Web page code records
►

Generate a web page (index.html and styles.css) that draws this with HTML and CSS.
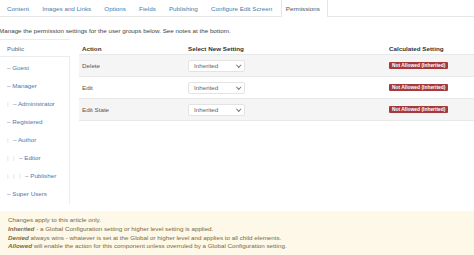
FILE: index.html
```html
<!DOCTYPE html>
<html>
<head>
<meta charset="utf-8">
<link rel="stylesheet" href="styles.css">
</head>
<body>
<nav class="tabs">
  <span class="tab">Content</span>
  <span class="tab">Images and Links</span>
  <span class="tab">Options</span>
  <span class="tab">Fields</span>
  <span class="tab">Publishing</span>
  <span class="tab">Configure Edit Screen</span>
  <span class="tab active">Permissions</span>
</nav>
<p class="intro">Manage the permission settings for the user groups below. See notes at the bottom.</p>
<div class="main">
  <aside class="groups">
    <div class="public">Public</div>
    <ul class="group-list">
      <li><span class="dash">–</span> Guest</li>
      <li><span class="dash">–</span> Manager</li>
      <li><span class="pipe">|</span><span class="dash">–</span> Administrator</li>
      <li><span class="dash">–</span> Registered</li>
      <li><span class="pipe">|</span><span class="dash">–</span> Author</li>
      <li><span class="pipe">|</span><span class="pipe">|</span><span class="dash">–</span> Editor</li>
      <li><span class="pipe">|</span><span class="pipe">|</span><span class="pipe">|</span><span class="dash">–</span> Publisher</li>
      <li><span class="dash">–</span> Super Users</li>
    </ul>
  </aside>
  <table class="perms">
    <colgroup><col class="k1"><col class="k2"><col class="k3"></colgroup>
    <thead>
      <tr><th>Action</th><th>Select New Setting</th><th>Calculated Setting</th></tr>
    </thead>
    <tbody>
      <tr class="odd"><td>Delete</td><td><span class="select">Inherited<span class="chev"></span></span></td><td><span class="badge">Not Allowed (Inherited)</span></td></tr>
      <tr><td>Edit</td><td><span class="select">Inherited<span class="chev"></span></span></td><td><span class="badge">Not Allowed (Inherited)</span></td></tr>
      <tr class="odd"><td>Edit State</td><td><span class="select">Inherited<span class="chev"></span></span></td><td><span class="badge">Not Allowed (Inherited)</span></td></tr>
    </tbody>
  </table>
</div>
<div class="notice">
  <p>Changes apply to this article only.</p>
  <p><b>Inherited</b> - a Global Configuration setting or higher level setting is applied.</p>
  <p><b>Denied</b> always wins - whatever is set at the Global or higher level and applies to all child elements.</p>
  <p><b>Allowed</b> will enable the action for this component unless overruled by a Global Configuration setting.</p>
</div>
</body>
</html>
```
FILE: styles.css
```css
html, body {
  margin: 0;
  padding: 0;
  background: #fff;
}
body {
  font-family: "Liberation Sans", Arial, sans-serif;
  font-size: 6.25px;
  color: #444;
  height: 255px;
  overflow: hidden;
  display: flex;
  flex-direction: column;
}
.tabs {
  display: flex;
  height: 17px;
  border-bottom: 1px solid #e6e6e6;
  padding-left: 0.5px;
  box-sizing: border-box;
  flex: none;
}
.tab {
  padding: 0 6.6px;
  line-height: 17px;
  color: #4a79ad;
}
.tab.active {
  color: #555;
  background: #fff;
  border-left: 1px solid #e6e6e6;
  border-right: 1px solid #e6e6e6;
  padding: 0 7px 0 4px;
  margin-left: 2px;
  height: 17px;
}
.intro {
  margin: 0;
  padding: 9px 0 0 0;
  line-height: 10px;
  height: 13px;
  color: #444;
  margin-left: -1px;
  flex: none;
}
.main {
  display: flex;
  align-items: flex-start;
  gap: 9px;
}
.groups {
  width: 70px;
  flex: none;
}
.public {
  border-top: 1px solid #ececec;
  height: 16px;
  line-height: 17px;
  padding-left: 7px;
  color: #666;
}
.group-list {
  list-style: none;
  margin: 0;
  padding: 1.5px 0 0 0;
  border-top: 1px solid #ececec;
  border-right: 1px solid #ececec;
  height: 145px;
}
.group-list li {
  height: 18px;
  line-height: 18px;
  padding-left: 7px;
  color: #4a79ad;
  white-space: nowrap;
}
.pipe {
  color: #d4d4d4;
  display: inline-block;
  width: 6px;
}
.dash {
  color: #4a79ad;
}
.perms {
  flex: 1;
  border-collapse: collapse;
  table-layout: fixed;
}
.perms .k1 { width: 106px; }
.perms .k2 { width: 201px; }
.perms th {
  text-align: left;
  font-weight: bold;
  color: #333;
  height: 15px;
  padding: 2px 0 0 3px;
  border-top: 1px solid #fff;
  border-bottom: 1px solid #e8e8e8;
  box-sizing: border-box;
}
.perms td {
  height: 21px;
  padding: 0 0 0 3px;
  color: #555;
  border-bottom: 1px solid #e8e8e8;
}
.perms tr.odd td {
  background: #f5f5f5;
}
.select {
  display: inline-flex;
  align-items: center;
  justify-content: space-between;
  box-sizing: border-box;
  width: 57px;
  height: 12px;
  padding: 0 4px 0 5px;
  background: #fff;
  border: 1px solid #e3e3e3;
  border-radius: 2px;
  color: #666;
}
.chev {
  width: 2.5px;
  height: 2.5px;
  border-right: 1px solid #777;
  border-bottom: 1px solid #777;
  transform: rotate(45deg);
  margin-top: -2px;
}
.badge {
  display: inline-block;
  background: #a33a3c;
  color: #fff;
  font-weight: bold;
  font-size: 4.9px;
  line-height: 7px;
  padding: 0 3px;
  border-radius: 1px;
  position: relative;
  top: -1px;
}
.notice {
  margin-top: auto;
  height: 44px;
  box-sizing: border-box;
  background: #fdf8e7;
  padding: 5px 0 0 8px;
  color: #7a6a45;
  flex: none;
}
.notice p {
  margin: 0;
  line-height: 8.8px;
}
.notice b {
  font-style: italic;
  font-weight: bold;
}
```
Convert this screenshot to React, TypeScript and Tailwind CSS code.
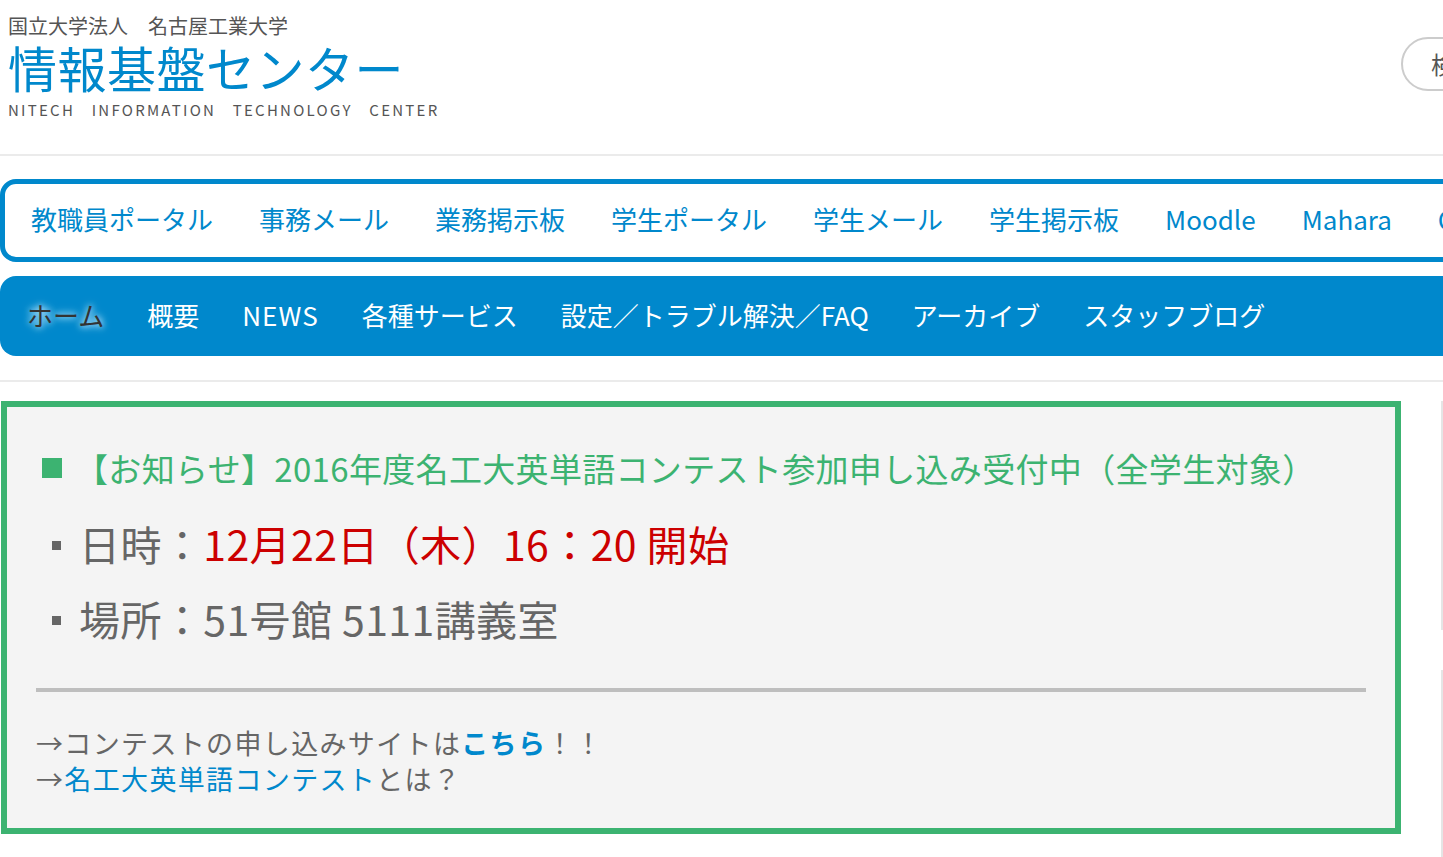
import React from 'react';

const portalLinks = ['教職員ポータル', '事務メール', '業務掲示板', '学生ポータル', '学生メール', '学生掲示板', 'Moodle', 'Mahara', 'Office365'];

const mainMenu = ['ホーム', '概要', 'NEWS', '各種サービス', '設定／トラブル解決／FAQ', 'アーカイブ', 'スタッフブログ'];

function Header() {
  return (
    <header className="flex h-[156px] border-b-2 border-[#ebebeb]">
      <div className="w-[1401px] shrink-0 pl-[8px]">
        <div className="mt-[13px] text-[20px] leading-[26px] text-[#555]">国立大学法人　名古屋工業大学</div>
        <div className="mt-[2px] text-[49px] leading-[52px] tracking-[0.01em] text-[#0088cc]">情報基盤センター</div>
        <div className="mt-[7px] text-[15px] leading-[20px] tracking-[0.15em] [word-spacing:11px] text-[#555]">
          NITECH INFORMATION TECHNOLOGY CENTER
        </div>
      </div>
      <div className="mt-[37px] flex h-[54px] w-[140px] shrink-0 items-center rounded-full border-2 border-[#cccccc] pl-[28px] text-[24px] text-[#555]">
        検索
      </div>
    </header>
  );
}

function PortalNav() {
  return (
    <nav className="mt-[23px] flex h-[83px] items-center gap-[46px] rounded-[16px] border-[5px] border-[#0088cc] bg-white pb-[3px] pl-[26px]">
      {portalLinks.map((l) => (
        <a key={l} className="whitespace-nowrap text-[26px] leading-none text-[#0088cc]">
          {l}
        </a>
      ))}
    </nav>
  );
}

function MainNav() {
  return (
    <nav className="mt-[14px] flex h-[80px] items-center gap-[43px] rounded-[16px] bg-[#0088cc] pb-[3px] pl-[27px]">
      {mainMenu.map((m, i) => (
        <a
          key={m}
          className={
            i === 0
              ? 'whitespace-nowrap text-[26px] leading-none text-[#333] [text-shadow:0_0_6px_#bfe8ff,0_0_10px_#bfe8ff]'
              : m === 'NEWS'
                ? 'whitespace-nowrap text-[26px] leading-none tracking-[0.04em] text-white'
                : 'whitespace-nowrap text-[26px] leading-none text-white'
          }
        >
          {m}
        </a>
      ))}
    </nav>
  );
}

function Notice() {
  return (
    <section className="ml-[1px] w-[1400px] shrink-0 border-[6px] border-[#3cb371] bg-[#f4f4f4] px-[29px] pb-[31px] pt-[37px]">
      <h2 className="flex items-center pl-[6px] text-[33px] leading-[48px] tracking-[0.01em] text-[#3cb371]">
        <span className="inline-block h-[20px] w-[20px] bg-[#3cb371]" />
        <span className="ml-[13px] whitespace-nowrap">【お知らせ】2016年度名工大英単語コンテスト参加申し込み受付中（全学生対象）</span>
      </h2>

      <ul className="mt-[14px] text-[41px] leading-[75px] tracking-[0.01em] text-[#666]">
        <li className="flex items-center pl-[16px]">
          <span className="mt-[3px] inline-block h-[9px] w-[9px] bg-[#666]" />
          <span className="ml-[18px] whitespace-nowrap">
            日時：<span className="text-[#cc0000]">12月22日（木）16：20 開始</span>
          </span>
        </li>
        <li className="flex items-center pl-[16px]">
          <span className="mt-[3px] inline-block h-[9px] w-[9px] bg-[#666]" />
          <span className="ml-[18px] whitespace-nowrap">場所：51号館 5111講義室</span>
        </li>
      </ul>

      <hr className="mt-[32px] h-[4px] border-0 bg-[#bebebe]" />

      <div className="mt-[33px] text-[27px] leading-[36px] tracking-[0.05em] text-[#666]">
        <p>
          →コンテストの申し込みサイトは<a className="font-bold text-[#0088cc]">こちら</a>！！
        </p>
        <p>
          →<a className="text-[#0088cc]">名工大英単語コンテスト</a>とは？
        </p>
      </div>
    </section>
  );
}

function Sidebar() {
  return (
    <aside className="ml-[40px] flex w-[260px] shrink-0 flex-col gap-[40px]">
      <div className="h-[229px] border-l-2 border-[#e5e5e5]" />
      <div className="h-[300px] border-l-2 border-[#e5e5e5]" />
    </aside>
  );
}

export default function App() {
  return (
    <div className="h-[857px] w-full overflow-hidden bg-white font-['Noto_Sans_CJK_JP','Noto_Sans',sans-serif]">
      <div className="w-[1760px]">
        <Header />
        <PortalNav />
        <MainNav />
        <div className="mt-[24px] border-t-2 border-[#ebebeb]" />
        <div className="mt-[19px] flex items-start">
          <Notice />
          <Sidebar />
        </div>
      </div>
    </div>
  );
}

◄

*WHAT THE EXERCISE ASKS*
Using the entries above, find all lines with "React". Copy them.

*COMPLETE ANSWER*
Convert this screenshot to React, TypeScript and Tailwind CSS code.
import React from 'react';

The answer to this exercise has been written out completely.